RECORDS PROVIDED:
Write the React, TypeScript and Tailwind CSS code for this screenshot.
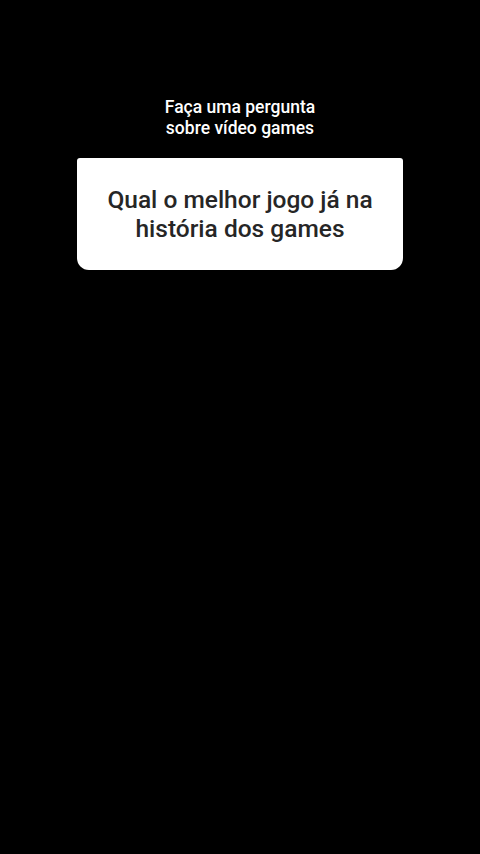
export default function App() {
  return (
    <div className="min-h-[854px] w-full bg-black flex flex-col items-center pt-[97px]" style={{ fontFamily: 'Roboto, "Noto Sans", sans-serif' }}>
      {/* prompt */}
      <p className="text-white text-[17.5px] font-medium leading-[21px] text-center">
        Faça uma pergunta
        <br />
        sobre vídeo games
      </p>

      {/* question card */}
      <div className="mt-[19px] w-[326px] h-[112px] bg-white rounded-t-[3px] rounded-b-[12px] flex items-center justify-center px-4">
        <p className="text-[#262626] text-[24.5px] font-medium leading-[29px] text-center">
          Qual o melhor jogo já na
          <br />
          história dos games
        </p>
      </div>
    </div>
  );
}
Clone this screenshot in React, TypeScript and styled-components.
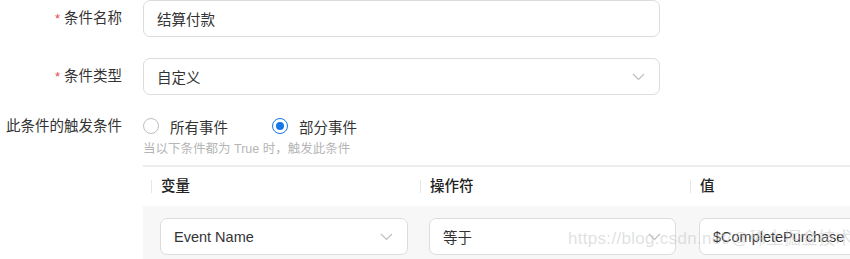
import React from "react"
import styled, { createGlobalStyle } from "styled-components"

const GlobalStyle = createGlobalStyle`
	html, body {
		margin: 0;
		padding: 0;
		background: #fff;
		overflow: hidden;
	}
	body {
		font-family: "Liberation Sans", "Noto Sans CJK SC", sans-serif;
		color: #333;
	}
`

const Page = styled.div`
	width: 850px;
	height: 259px;
	position: relative;
	overflow: hidden;
`

const FormRow = styled.div<{ $top: number }>`
	display: flex;
	align-items: flex-start;
	margin-top: ${(p) => p.$top}px;
`

const Label = styled.div<{ $lineHeight: number }>`
	width: 122px;
	flex: none;
	text-align: right;
	font-size: 14.5px;
	line-height: ${(p) => p.$lineHeight}px;
	color: #333;
	margin-right: 21px;
	white-space: nowrap;
`

const Star = styled.span`
	color: #e5484d;
	margin-right: 4px;
	font-size: 13px;
`

const Field = styled.div<{ $width: number; $height?: number }>`
	width: ${(p) => p.$width}px;
	height: ${(p) => p.$height ?? 37}px;
	box-sizing: border-box;
	border: 1px solid #dcdcdc;
	border-radius: 7px;
	background: #fff;
	display: flex;
	align-items: center;
	padding: 0 14px 0 13px;
	font-size: 14.5px;
	color: #333;
	flex: none;
	white-space: nowrap;
	overflow: hidden;
`

const FieldText = styled.span`
	flex: 1;
`

const Chevron = () => (
	<svg width="13" height="8" viewBox="0 0 13 8" fill="none">
		<path d="M1 1l5.5 5.5L12 1" stroke="#bdbdbd" strokeWidth="1.1" />
	</svg>
)

const Content = styled.div`
	display: flex;
	flex-direction: column;
`

const RadioGroup = styled.div`
	display: flex;
	align-items: center;
	height: 26px;
	gap: 44px;
`

const RadioItem = styled.label`
	display: flex;
	align-items: center;
	gap: 11px;
	font-size: 14.5px;
	color: #333;
`

const RadioCircle = styled.span<{ $checked?: boolean }>`
	width: 16px;
	height: 16px;
	box-sizing: border-box;
	border-radius: 50%;
	border: 1px solid ${(p) => (p.$checked ? "#1677e6" : "#bfbfbf")};
	display: flex;
	align-items: center;
	justify-content: center;

	&::after {
		content: "";
		width: 8px;
		height: 8px;
		border-radius: 50%;
		background: ${(p) => (p.$checked ? "#1677e6" : "transparent")};
	}
`

const Hint = styled.div`
	font-size: 12.5px;
	color: #b5b5b5;
	line-height: 16px;
	margin-top: 2px;
`

const Table = styled.div`
	margin-top: 8px;
	width: 830px;
	border-top: 2px solid #ececec;
`

const TRow = styled.div<{ $body?: boolean }>`
	display: grid;
	grid-template-columns: 8px 269px 270px 283px;
	height: ${(p) => (p.$body ? 53 : 39)}px;
	background: ${(p) => (p.$body ? "#f7f7f7" : "#fff")};
	align-items: ${(p) => (p.$body ? "start" : "center")};
`

const Th = styled.div<{ $sep?: boolean }>`
	font-size: 14.5px;
	font-weight: 500;
	color: #222;
	padding-left: 9px;
	border-left: ${(p) => (p.$sep ? "1px solid #e6e6e6" : "none")};
	line-height: 13px;
	height: 13px;
	display: flex;
	align-items: center;
`

const Td = styled.div`
	padding: 12px 0 0 9px;
`

const Watermark = styled.div`
	position: absolute;
	left: 568px;
	top: 224px;
	font-size: 17px;
	color: rgba(200, 200, 200, 0.55);
	white-space: nowrap;
	pointer-events: none;
	letter-spacing: 0.3px;
`

export default function App() {
	return (
		<Page>
			<GlobalStyle />
			<FormRow $top={0}>
				<Label $lineHeight={37}>
					<Star>*</Star>条件名称
				</Label>
				<Field $width={517}>
					<FieldText>结算付款</FieldText>
				</Field>
			</FormRow>
			<FormRow $top={21}>
				<Label $lineHeight={37}>
					<Star>*</Star>条件类型
				</Label>
				<Field $width={517}>
					<FieldText>自定义</FieldText>
					<Chevron />
				</Field>
			</FormRow>
			<FormRow $top={18}>
				<Label $lineHeight={26}>此条件的触发条件</Label>
				<Content>
					<RadioGroup>
						<RadioItem>
							<RadioCircle />
							所有事件
						</RadioItem>
						<RadioItem>
							<RadioCircle $checked />
							部分事件
						</RadioItem>
					</RadioGroup>
					<Hint>当以下条件都为 True 时，触发此条件</Hint>
					<Table>
						<TRow>
							<div />
							<Th $sep>变量</Th>
							<Th $sep>操作符</Th>
							<Th $sep>值</Th>
						</TRow>
						<TRow $body>
							<div />
							<Td>
								<Field $width={248}>
									<FieldText>Event Name</FieldText>
									<Chevron />
								</Field>
							</Td>
							<Td>
								<Field $width={247}>
									<FieldText>等于</FieldText>
									<Chevron />
								</Field>
							</Td>
							<Td>
								<Field $width={200}>
									<FieldText>$CompletePurchase</FieldText>
								</Field>
							</Td>
						</TRow>
					</Table>
				</Content>
			</FormRow>
			<Watermark>https://blog.csdn.net/@稀土掘金技术社区</Watermark>
		</Page>
	)
}
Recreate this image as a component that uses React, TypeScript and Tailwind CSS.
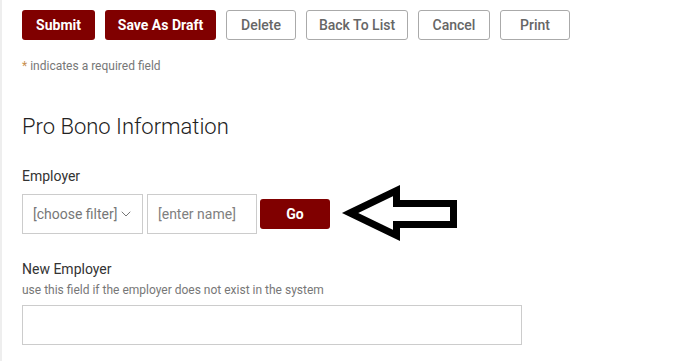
import { ChevronDown } from 'lucide-react'

const solidBtn =
	'h-[30px] rounded-[3px] bg-[#800000] text-[14px] font-bold text-white'
const outlineBtn =
	'h-[30px] rounded-[3px] border border-[#aaaaaa] bg-white text-[14px] font-medium text-[#666666]'

export default function App() {
	return (
		<div
			className="min-h-[361px] border-l-2 border-[#eeeeee] bg-white pl-5 pt-[10px]"
			style={{ fontFamily: 'Roboto, "Liberation Sans", sans-serif' }}
		>
			<div className="flex gap-[10px]">
				<button type="button" className={`${solidBtn} w-[73px]`}>
					Submit
				</button>
				<button type="button" className={`${solidBtn} w-[111px]`}>
					Save As Draft
				</button>
				<button type="button" className={`${outlineBtn} w-[70px]`}>
					Delete
				</button>
				<button type="button" className={`${outlineBtn} w-[102px]`}>
					Back To List
				</button>
				<button type="button" className={`${outlineBtn} w-[72px]`}>
					Cancel
				</button>
				<button type="button" className={`${outlineBtn} w-[70px]`}>
					Print
				</button>
			</div>

			<p className="mt-[18px] text-[12px] leading-[16px] text-[#777777]">
				<span className="text-[#c89050]">*</span> indicates a required field
			</p>

			<h2 className="mt-[39px] text-[22px] font-light leading-[28px] text-[#222222]">
				Pro Bono Information
			</h2>

			<div className="mt-[26px]">
				<label className="block text-[14px] leading-[18px] text-[#333333]">Employer</label>
				<div className="mt-[9px] flex items-center gap-1">
					<div className="flex h-[40px] w-[121px] items-center justify-between border border-[#cccccc] pl-[10px] pr-[8px] text-[14px] text-[#777777]">
						<span>[choose filter]</span>
						<ChevronDown size={16} strokeWidth={1.5} className="text-[#777777]" />
					</div>
					<input
						className="h-[40px] w-[110px] border border-[#cccccc] px-[10px] text-[14px] outline-none placeholder:text-[#808080]"
						placeholder="[enter name]"
					/>
					<button type="button" className={`${solidBtn} ml-[-1px] w-[70px]`}>
						Go
					</button>
					<svg width="122" height="66" viewBox="0 0 122 66" className="my-[-13px] ml-[5px]">
						<polygon
							points="11,32 57.5,9.5 57.5,22.5 114.5,22.5 114.5,43.5 57.5,43.5 57.5,54.5"
							fill="white"
							stroke="black"
							strokeWidth="7"
						/>
					</svg>
				</div>
			</div>

			<div className="mt-[26px]">
				<label className="block text-[14px] leading-[18px] text-[#333333]">New Employer</label>
				<p className="mt-[4px] text-[12px] leading-[16px] text-[#777777]">
					use this field if the employer does not exist in the system
				</p>
				<input className="mt-[7px] h-[40px] w-[500px] border border-[#cccccc] px-[10px] text-[14px] outline-none" />
			</div>
		</div>
	)
}
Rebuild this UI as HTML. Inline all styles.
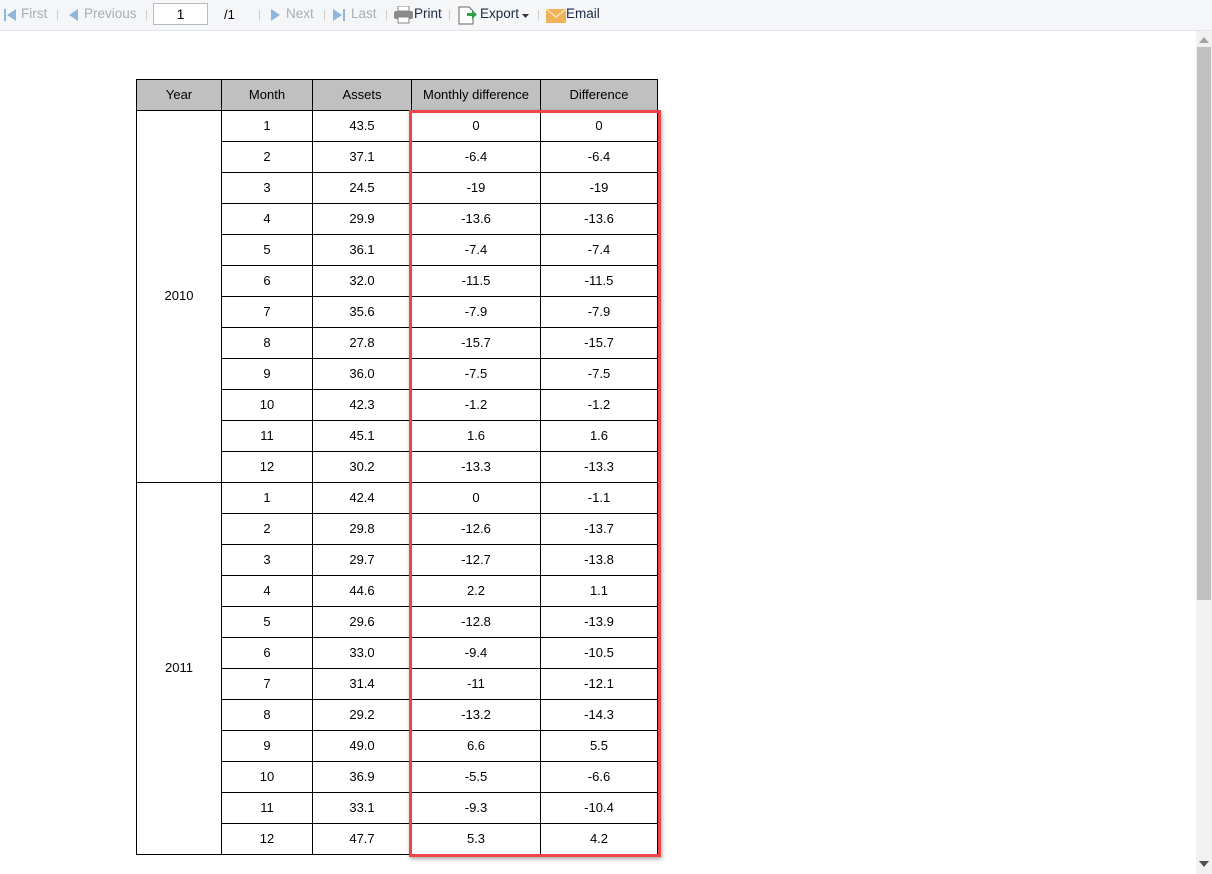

WHAT YOU WILL DO: Exactly as they appear, write out the lines from the one containing "Recreate this image" down to the one containing "text-[14px] font-medium text-[#666666]'", both included. Pictures are left out.

EXPECTED ANSWER:
Recreate this image as a component that uses React, TypeScript and Tailwind CSS.
import { ChevronDown } from 'lucide-react'

const solidBtn =
	'h-[30px] rounded-[3px] bg-[#800000] text-[14px] font-bold text-white'
const outlineBtn =
	'h-[30px] rounded-[3px] border border-[#aaaaaa] bg-white text-[14px] font-medium text-[#666666]'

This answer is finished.